EXERCISE. Search the data for the word "styles" and copy every line that contains it.
Start
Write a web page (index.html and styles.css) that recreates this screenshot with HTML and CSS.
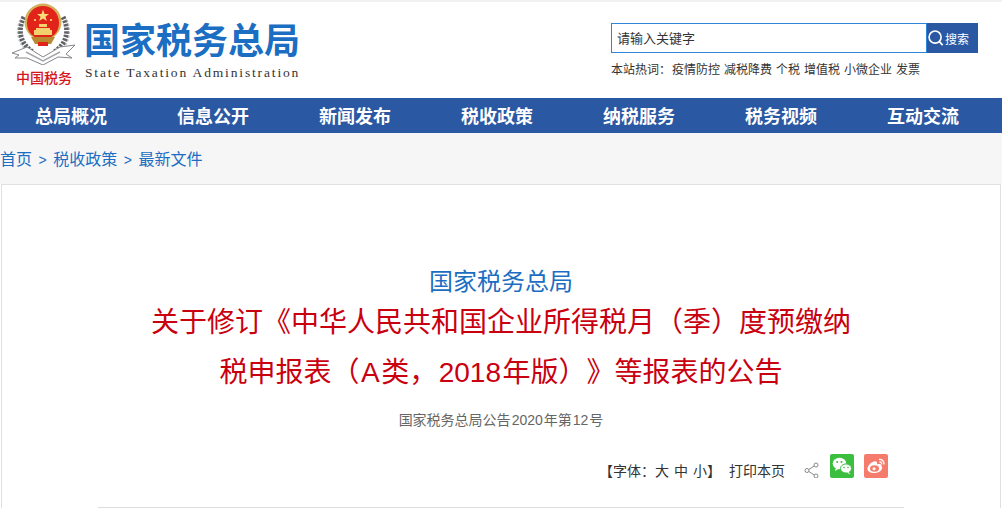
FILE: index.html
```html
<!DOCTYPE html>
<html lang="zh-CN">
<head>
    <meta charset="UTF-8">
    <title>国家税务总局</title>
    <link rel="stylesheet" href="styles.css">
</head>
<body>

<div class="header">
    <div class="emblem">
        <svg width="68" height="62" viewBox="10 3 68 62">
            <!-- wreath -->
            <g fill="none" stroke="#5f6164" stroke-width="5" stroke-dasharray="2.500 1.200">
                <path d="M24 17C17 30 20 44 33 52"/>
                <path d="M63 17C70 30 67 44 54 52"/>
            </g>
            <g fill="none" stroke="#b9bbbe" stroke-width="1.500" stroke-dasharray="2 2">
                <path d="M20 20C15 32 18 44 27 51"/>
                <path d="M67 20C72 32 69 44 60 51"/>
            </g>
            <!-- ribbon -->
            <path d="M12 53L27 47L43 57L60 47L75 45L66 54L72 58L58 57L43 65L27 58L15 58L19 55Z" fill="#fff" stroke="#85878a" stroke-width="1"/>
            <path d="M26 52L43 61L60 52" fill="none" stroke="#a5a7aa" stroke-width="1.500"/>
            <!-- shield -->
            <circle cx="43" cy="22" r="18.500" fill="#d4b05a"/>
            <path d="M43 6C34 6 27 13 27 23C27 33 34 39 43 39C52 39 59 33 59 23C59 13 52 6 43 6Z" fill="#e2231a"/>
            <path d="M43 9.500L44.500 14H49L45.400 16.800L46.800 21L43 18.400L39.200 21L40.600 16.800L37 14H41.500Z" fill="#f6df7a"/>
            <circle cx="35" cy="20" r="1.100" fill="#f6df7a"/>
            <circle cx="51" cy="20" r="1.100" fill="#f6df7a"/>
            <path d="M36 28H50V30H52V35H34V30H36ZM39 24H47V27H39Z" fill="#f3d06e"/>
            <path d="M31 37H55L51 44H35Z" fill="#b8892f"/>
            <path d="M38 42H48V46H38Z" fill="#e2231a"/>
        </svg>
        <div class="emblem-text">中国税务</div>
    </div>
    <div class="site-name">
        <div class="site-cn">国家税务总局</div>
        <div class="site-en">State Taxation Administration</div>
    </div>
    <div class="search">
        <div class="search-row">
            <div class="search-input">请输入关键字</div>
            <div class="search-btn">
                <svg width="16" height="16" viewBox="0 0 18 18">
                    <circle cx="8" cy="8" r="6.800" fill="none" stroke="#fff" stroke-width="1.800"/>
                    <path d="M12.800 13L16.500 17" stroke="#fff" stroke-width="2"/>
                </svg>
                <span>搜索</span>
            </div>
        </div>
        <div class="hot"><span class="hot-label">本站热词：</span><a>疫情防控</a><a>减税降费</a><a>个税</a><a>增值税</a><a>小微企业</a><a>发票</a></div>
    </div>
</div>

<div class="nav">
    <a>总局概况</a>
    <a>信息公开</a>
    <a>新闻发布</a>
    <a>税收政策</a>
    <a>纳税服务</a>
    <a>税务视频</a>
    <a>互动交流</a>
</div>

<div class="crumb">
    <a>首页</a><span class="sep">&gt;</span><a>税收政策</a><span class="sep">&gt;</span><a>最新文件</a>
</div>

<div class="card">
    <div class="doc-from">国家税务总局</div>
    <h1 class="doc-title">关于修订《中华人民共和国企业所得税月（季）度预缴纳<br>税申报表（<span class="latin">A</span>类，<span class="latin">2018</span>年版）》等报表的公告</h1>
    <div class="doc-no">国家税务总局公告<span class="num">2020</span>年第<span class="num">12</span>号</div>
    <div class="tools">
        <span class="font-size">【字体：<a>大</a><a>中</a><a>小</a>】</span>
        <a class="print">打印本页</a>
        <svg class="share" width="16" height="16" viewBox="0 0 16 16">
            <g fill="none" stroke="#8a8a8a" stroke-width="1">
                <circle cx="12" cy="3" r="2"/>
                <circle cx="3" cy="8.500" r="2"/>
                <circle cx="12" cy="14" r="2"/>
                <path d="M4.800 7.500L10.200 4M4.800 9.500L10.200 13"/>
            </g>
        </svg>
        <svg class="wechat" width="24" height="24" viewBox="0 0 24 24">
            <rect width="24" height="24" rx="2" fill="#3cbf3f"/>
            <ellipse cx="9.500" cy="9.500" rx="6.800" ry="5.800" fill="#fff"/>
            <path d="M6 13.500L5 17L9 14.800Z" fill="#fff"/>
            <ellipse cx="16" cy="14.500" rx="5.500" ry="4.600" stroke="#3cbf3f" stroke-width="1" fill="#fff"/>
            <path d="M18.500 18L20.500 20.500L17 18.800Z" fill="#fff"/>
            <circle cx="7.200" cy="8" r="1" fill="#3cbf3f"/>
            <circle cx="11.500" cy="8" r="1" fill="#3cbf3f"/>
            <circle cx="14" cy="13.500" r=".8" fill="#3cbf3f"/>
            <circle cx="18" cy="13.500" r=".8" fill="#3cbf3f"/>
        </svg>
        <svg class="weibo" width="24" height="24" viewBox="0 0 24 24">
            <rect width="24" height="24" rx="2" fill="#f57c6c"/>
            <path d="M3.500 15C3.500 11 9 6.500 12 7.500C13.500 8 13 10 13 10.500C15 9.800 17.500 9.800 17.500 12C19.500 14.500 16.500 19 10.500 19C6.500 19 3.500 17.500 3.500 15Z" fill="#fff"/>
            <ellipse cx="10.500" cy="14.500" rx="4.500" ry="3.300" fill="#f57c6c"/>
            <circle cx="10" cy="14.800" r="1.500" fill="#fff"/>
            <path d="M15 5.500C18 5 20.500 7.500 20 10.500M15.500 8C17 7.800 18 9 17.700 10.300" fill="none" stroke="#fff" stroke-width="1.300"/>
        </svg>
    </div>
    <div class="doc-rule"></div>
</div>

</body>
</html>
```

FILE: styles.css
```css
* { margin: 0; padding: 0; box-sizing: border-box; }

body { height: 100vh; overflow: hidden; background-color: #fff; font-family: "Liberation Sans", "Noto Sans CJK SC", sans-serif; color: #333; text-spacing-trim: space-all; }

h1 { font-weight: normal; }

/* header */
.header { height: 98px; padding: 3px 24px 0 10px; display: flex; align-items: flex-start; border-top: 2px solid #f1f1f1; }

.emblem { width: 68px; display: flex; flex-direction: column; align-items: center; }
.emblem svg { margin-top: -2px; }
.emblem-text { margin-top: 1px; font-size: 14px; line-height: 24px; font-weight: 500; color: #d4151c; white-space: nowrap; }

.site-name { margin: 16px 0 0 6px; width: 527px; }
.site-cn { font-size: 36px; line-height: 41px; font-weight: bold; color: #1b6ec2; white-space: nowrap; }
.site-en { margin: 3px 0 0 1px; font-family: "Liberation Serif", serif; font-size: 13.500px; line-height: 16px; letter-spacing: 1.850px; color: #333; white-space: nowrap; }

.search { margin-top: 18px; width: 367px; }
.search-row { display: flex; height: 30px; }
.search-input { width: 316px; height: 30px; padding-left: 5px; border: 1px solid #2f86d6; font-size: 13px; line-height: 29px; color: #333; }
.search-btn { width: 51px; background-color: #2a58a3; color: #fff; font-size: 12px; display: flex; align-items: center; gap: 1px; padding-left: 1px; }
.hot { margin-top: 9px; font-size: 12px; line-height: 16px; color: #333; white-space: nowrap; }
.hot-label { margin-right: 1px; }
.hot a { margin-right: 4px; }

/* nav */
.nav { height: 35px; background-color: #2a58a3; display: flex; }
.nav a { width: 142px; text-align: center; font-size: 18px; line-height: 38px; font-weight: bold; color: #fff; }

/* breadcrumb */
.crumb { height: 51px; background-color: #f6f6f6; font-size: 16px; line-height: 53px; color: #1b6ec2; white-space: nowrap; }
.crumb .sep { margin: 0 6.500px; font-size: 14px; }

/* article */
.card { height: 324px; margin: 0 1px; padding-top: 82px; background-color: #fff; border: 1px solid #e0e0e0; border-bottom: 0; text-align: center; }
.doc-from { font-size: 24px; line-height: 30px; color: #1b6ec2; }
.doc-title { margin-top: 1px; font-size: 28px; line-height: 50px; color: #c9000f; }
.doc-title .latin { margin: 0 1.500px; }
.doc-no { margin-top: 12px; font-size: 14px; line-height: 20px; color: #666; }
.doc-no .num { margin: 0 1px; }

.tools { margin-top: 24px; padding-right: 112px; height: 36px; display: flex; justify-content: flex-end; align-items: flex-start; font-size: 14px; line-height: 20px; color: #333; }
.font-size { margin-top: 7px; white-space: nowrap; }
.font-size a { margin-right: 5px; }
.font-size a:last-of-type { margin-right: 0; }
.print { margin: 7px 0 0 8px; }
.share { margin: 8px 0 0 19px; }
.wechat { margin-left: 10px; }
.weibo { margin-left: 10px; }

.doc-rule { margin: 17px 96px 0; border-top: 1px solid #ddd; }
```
End
Start
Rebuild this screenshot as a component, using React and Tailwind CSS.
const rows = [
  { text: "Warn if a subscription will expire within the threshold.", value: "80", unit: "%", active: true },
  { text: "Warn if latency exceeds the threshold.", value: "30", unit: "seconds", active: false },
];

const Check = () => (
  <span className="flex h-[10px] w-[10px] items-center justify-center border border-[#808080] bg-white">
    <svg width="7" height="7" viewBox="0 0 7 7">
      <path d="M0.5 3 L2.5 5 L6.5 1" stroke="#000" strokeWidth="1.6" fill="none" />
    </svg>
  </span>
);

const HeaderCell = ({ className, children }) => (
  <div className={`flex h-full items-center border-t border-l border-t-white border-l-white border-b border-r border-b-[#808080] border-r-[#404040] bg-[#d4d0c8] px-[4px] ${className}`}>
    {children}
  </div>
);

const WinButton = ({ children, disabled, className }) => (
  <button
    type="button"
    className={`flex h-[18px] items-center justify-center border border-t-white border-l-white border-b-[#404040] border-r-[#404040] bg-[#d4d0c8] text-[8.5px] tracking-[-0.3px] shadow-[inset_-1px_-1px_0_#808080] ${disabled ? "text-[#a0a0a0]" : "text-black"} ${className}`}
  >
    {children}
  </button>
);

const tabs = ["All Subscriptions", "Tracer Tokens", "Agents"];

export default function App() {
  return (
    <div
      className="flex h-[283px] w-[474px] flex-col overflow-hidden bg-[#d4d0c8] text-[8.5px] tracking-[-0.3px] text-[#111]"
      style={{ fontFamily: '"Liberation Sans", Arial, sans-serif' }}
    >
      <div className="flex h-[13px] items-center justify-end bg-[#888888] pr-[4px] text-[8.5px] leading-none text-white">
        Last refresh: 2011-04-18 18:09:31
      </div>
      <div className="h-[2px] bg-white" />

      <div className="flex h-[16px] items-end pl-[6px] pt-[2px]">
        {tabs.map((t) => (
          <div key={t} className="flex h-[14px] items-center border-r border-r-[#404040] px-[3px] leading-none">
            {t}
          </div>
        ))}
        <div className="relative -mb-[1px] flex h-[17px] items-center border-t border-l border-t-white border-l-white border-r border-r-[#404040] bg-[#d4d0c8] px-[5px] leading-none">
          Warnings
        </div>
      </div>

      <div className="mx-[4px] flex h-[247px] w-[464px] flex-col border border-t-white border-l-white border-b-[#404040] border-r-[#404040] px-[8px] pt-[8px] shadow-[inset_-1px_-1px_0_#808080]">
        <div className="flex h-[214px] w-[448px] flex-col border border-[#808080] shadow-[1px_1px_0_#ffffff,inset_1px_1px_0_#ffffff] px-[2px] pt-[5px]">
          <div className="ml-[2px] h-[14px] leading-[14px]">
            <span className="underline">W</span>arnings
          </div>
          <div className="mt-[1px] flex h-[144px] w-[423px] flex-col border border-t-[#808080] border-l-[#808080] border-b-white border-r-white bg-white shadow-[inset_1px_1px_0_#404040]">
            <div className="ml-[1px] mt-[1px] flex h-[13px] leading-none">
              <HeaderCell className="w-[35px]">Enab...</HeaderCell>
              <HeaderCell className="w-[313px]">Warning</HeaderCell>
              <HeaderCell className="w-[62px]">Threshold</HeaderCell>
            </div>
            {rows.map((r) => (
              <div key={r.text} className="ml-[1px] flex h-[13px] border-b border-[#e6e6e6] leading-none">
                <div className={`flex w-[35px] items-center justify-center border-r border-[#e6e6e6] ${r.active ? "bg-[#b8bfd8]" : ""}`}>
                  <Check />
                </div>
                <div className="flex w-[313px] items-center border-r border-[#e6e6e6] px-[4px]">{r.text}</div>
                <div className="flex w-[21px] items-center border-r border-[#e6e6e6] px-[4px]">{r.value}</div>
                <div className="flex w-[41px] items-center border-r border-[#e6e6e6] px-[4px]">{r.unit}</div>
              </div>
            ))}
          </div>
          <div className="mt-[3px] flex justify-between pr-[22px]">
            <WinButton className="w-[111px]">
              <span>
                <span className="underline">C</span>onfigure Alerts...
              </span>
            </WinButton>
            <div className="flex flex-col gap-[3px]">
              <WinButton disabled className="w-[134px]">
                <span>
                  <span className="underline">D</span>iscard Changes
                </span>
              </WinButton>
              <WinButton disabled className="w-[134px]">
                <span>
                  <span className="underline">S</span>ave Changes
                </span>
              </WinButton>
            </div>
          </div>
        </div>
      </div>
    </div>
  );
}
End
EXERCISE ANSWER.
Write a web page (index.html and styles.css) that recreates this screenshot with HTML and CSS.
    <link rel="stylesheet" href="styles.css">
FILE: styles.css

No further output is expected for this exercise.